The exercise.
Output each entry that follows exactly. Images stay out.

Stored records
◆ ◆ ◆ ◆
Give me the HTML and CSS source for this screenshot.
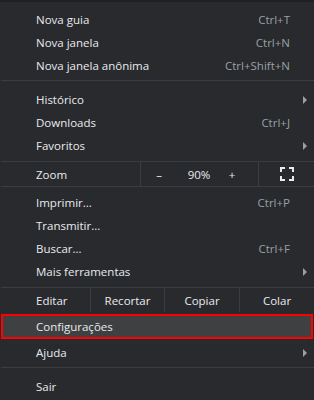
FILE: index.html
```html
<!DOCTYPE html>
<html lang="pt-BR">
<head>
    <meta charset="UTF-8">
    <title>Menu</title>
    <link rel="stylesheet" href="styles.css">
</head>
<body>
    <div class="menu">
        <div class="item"><span>Nova guia</span><span class="key">Ctrl+T</span></div>
        <div class="item"><span>Nova janela</span><span class="key">Ctrl+N</span></div>
        <div class="item"><span>Nova janela anônima</span><span class="key">Ctrl+Shift+N</span></div>
        <div class="sep"></div>
        <div class="item"><span>Histórico</span><span class="arrow"></span></div>
        <div class="item"><span>Downloads</span><span class="key">Ctrl+J</span></div>
        <div class="item"><span>Favoritos</span><span class="arrow"></span></div>
        <div class="line"></div>
        <div class="group zoom">
            <div class="cell first">Zoom</div>
            <div class="cell zoomctl"><span class="minus">–</span><span class="pct">90%</span><span class="plus">+</span></div>
            <div class="cell full">
                <svg width="14" height="14" viewBox="0 0 14 14" fill="none" stroke="#e8eaed" stroke-width="2">
                    <path d="M1 5V1h4M9 1h4v4M13 9v4H9M5 13H1V9"/>
                </svg>
            </div>
        </div>
        <div class="line bottom"></div>
        <div class="item"><span>Imprimir...</span><span class="key">Ctrl+P</span></div>
        <div class="item"><span>Transmitir...</span></div>
        <div class="item"><span>Buscar...</span><span class="key">Ctrl+F</span></div>
        <div class="item"><span>Mais ferramentas</span><span class="arrow"></span></div>
        <div class="line"></div>
        <div class="group edit">
            <div class="cell first">Editar</div>
            <div class="cell">Recortar</div>
            <div class="cell">Copiar</div>
            <div class="cell">Colar</div>
        </div>
        <div class="item selected"><span>Configurações</span></div>
        <div class="item"><span>Ajuda</span><span class="arrow"></span></div>
        <div class="sep"></div>
        <div class="item"><span>Sair</span></div>
    </div>
</body>
</html>
```

FILE: styles.css
```css
body {
    margin: 0;
    background: #292a2d;
    font-family: "Open Sans", "Noto Sans", sans-serif;
    font-size: 11.5px;
    color: #e8eaed;
}
.menu {
    width: 314px;
    height: 400px;
    border-top: 2px solid #202124;
    padding-top: 6px;
    box-sizing: border-box;
    overflow: hidden;
}
.item {
    display: flex;
    align-items: center;
    height: 23px;
    padding: 0 24px 0 36px;
    position: relative;
}
.item .key {
    margin-left: auto;
    color: #9aa0a6;
}
.arrow {
    position: absolute;
    right: 7px;
    top: 8px;
    width: 0;
    height: 0;
    border-top: 4px solid transparent;
    border-bottom: 4px solid transparent;
    border-left: 4px solid #9aa0a6;
}
.sep {
    height: 1px;
    background: #3c3d40;
    margin: 3px 0 7px 1px;
}
.line {
    height: 1px;
    background: #3c3d40;
    margin: 4px 0 0 1px;
}
.line.bottom {
    margin: 0 0 4px 1px;
}
.group {
    display: flex;
    height: 24px;
}
.cell {
    display: flex;
    align-items: center;
    justify-content: center;
    border-left: 1px solid #3c3d40;
}
.cell.first {
    border-left: none;
    justify-content: flex-start;
    padding-left: 36px;
}
.zoom .first { width: 104px; }
.zoomctl {
    width: 111px;
    justify-content: flex-start;
    padding-left: 6px;
}
.zoomctl span { text-align: center; }
.minus { width: 24px; }
.pct { width: 40px; margin-left: 8px; }
.plus { width: 24px; margin-left: 1px; }
.full { flex: 1; }
.edit .first { width: 54px; }
.edit .cell:nth-child(2) { width: 73px; }
.edit .cell:nth-child(3) { width: 74px; }
.edit .cell:nth-child(4) { flex: 1; }
.item.selected {
    background: #3f4042;
    outline: 2px solid #ff0000;
    outline-offset: -2px;
    height: 25px;
    margin: 2px 1px 2px 1px;
    padding-left: 35px;
}
```
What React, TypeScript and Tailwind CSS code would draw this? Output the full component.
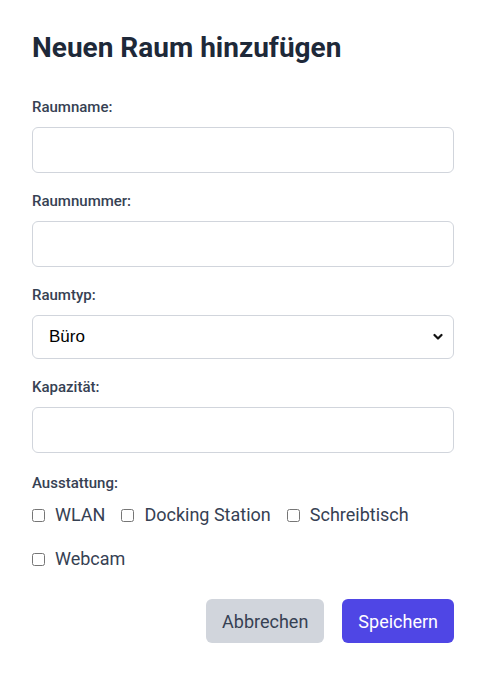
import { useState } from 'react';

const FEATURES = ['WLAN', 'Docking Station', 'Schreibtisch', 'Webcam'];

function Field({ label, children, gap = 'mb-4' }: { label: string; children: React.ReactNode; gap?: string }) {
  return (
    <div className={gap}>
      <label className="mb-2 block text-[15px] font-medium leading-6 text-gray-700">{label}</label>
      {children}
    </div>
  );
}

const inputCls =
  'block h-[46px] w-full rounded-md border border-gray-300 bg-white px-4 text-[18px] text-gray-800 outline-none focus:border-indigo-500';

export default function App() {
  const [type, setType] = useState('Büro');
  const [checked, setChecked] = useState<Record<string, boolean>>({});

  return (
    <div className="min-h-[675px] w-[488px] bg-white font-['Roboto',sans-serif]">
      <div className="w-[486px] px-8 pb-8 pt-8">
        <h2 className="mb-[31px] text-[28px] font-bold leading-8 text-gray-800">Neuen Raum hinzufügen</h2>

        <form onSubmit={(e) => e.preventDefault()}>
          <Field label="Raumname:">
            <input type="text" className={inputCls} />
          </Field>
          <Field label="Raumnummer:">
            <input type="text" className={inputCls} />
          </Field>
          <Field label="Raumtyp:">
            <div className="relative">
              <select
                value={type}
                onChange={(e) => setType(e.target.value)}
                className="block h-[44px] w-full appearance-none rounded-md border border-gray-300 bg-white px-4 font-['Liberation_Sans',Arial,sans-serif] text-[17px] text-black outline-none"
              >
                <option>Büro</option>
                <option>Besprechungsraum</option>
                <option>Labor</option>
              </select>
              <svg
                className="pointer-events-none absolute right-[11px] top-[18px] h-[8px] w-[10px]"
                viewBox="0 0 10 8"
                fill="none"
                stroke="#111"
                strokeWidth="2.2"
                strokeLinecap="round"
                strokeLinejoin="round"
              >
                <path d="M1.5 2l3.5 3.5L8.5 2" />
              </svg>
            </div>
          </Field>
          <Field label="Kapazität:" gap="mb-[18px]">
            <input type="number" className={inputCls} />
          </Field>

          <div>
            <label className="mb-2 block text-[15px] font-medium leading-6 text-gray-700">Ausstattung:</label>
            <div className="flex flex-wrap gap-x-4 gap-y-5">
              {FEATURES.map((f) => (
                <label key={f} className="flex items-center gap-[10px] text-[18px] leading-6 text-gray-700">
                  <input
                    type="checkbox"
                    className="h-[13px] w-[13px]"
                    checked={!!checked[f]}
                    onChange={() => setChecked((c) => ({ ...c, [f]: !c[f] }))}
                  />
                  <span>{f}</span>
                </label>
              ))}
            </div>
          </div>

          <div className="mt-[28px] flex justify-end gap-[18px]">
            <button
              type="button"
              className="h-[44px] rounded-md bg-gray-300 px-4 text-[18px] text-gray-700"
            >
              Abbrechen
            </button>
            <button
              type="submit"
              className="h-[44px] rounded-md bg-[#4f46e5] px-4 text-[18px] text-white"
            >
              Speichern
            </button>
          </div>
        </form>
      </div>
    </div>
  );
}
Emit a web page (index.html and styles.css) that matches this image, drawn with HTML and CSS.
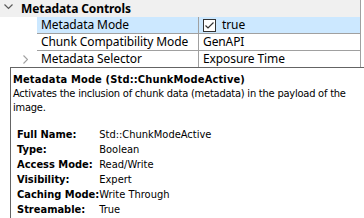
◆ ◆ ◆ ◆
Finished answer.
Give me the HTML and CSS source for this screenshot.
FILE: index.html
```html
<!DOCTYPE html>
<html lang="pt-BR">
<head>
    <meta charset="UTF-8">
    <title>Menu</title>
    <link rel="stylesheet" href="styles.css">
</head>
<body>
    <div class="menu">
        <div class="item"><span>Nova guia</span><span class="key">Ctrl+T</span></div>
        <div class="item"><span>Nova janela</span><span class="key">Ctrl+N</span></div>
        <div class="item"><span>Nova janela anônima</span><span class="key">Ctrl+Shift+N</span></div>
        <div class="sep"></div>
        <div class="item"><span>Histórico</span><span class="arrow"></span></div>
        <div class="item"><span>Downloads</span><span class="key">Ctrl+J</span></div>
        <div class="item"><span>Favoritos</span><span class="arrow"></span></div>
        <div class="line"></div>
        <div class="group zoom">
            <div class="cell first">Zoom</div>
            <div class="cell zoomctl"><span class="minus">–</span><span class="pct">90%</span><span class="plus">+</span></div>
            <div class="cell full">
                <svg width="14" height="14" viewBox="0 0 14 14" fill="none" stroke="#e8eaed" stroke-width="2">
                    <path d="M1 5V1h4M9 1h4v4M13 9v4H9M5 13H1V9"/>
                </svg>
            </div>
        </div>
        <div class="line bottom"></div>
        <div class="item"><span>Imprimir...</span><span class="key">Ctrl+P</span></div>
        <div class="item"><span>Transmitir...</span></div>
        <div class="item"><span>Buscar...</span><span class="key">Ctrl+F</span></div>
        <div class="item"><span>Mais ferramentas</span><span class="arrow"></span></div>
        <div class="line"></div>
        <div class="group edit">
            <div class="cell first">Editar</div>
            <div class="cell">Recortar</div>
            <div class="cell">Copiar</div>
            <div class="cell">Colar</div>
        </div>
        <div class="item selected"><span>Configurações</span></div>
        <div class="item"><span>Ajuda</span><span class="arrow"></span></div>
        <div class="sep"></div>
        <div class="item"><span>Sair</span></div>
    </div>
</body>
</html>
```

FILE: styles.css
```css
body {
    margin: 0;
    background: #292a2d;
    font-family: "Open Sans", "Noto Sans", sans-serif;
    font-size: 11.5px;
    color: #e8eaed;
}
.menu {
    width: 314px;
    height: 400px;
    border-top: 2px solid #202124;
    padding-top: 6px;
    box-sizing: border-box;
    overflow: hidden;
}
.item {
    display: flex;
    align-items: center;
    height: 23px;
    padding: 0 24px 0 36px;
    position: relative;
}
.item .key {
    margin-left: auto;
    color: #9aa0a6;
}
.arrow {
    position: absolute;
    right: 7px;
    top: 8px;
    width: 0;
    height: 0;
    border-top: 4px solid transparent;
    border-bottom: 4px solid transparent;
    border-left: 4px solid #9aa0a6;
}
.sep {
    height: 1px;
    background: #3c3d40;
    margin: 3px 0 7px 1px;
}
.line {
    height: 1px;
    background: #3c3d40;
    margin: 4px 0 0 1px;
}
.line.bottom {
    margin: 0 0 4px 1px;
}
.group {
    display: flex;
    height: 24px;
}
.cell {
    display: flex;
    align-items: center;
    justify-content: center;
    border-left: 1px solid #3c3d40;
}
.cell.first {
    border-left: none;
    justify-content: flex-start;
    padding-left: 36px;
}
.zoom .first { width: 104px; }
.zoomctl {
    width: 111px;
    justify-content: flex-start;
    padding-left: 6px;
}
.zoomctl span { text-align: center; }
.minus { width: 24px; }
.pct { width: 40px; margin-left: 8px; }
.plus { width: 24px; margin-left: 1px; }
.full { flex: 1; }
.edit .first { width: 54px; }
.edit .cell:nth-child(2) { width: 73px; }
.edit .cell:nth-child(3) { width: 74px; }
.edit .cell:nth-child(4) { flex: 1; }
.item.selected {
    background: #3f4042;
    outline: 2px solid #ff0000;
    outline-offset: -2px;
    height: 25px;
    margin: 2px 1px 2px 1px;
    padding-left: 35px;
}
```
What React, TypeScript and Tailwind CSS code would draw this? Output the full component.
import { useState } from 'react';

const FEATURES = ['WLAN', 'Docking Station', 'Schreibtisch', 'Webcam'];

function Field({ label, children, gap = 'mb-4' }: { label: string; children: React.ReactNode; gap?: string }) {
  return (
    <div className={gap}>
      <label className="mb-2 block text-[15px] font-medium leading-6 text-gray-700">{label}</label>
      {children}
    </div>
  );
}

const inputCls =
  'block h-[46px] w-full rounded-md border border-gray-300 bg-white px-4 text-[18px] text-gray-800 outline-none focus:border-indigo-500';

export default function App() {
  const [type, setType] = useState('Büro');
  const [checked, setChecked] = useState<Record<string, boolean>>({});

  return (
    <div className="min-h-[675px] w-[488px] bg-white font-['Roboto',sans-serif]">
      <div className="w-[486px] px-8 pb-8 pt-8">
        <h2 className="mb-[31px] text-[28px] font-bold leading-8 text-gray-800">Neuen Raum hinzufügen</h2>

        <form onSubmit={(e) => e.preventDefault()}>
          <Field label="Raumname:">
            <input type="text" className={inputCls} />
          </Field>
          <Field label="Raumnummer:">
            <input type="text" className={inputCls} />
          </Field>
          <Field label="Raumtyp:">
            <div className="relative">
              <select
                value={type}
                onChange={(e) => setType(e.target.value)}
                className="block h-[44px] w-full appearance-none rounded-md border border-gray-300 bg-white px-4 font-['Liberation_Sans',Arial,sans-serif] text-[17px] text-black outline-none"
              >
                <option>Büro</option>
                <option>Besprechungsraum</option>
                <option>Labor</option>
              </select>
              <svg
                className="pointer-events-none absolute right-[11px] top-[18px] h-[8px] w-[10px]"
                viewBox="0 0 10 8"
                fill="none"
                stroke="#111"
                strokeWidth="2.2"
                strokeLinecap="round"
                strokeLinejoin="round"
              >
                <path d="M1.5 2l3.5 3.5L8.5 2" />
              </svg>
            </div>
          </Field>
          <Field label="Kapazität:" gap="mb-[18px]">
            <input type="number" className={inputCls} />
          </Field>

          <div>
            <label className="mb-2 block text-[15px] font-medium leading-6 text-gray-700">Ausstattung:</label>
            <div className="flex flex-wrap gap-x-4 gap-y-5">
              {FEATURES.map((f) => (
                <label key={f} className="flex items-center gap-[10px] text-[18px] leading-6 text-gray-700">
                  <input
                    type="checkbox"
                    className="h-[13px] w-[13px]"
                    checked={!!checked[f]}
                    onChange={() => setChecked((c) => ({ ...c, [f]: !c[f] }))}
                  />
                  <span>{f}</span>
                </label>
              ))}
            </div>
          </div>

          <div className="mt-[28px] flex justify-end gap-[18px]">
            <button
              type="button"
              className="h-[44px] rounded-md bg-gray-300 px-4 text-[18px] text-gray-700"
            >
              Abbrechen
            </button>
            <button
              type="submit"
              className="h-[44px] rounded-md bg-[#4f46e5] px-4 text-[18px] text-white"
            >
              Speichern
            </button>
          </div>
        </form>
      </div>
    </div>
  );
}
Emit a web page (index.html and styles.css) that matches this image, drawn with HTML and CSS.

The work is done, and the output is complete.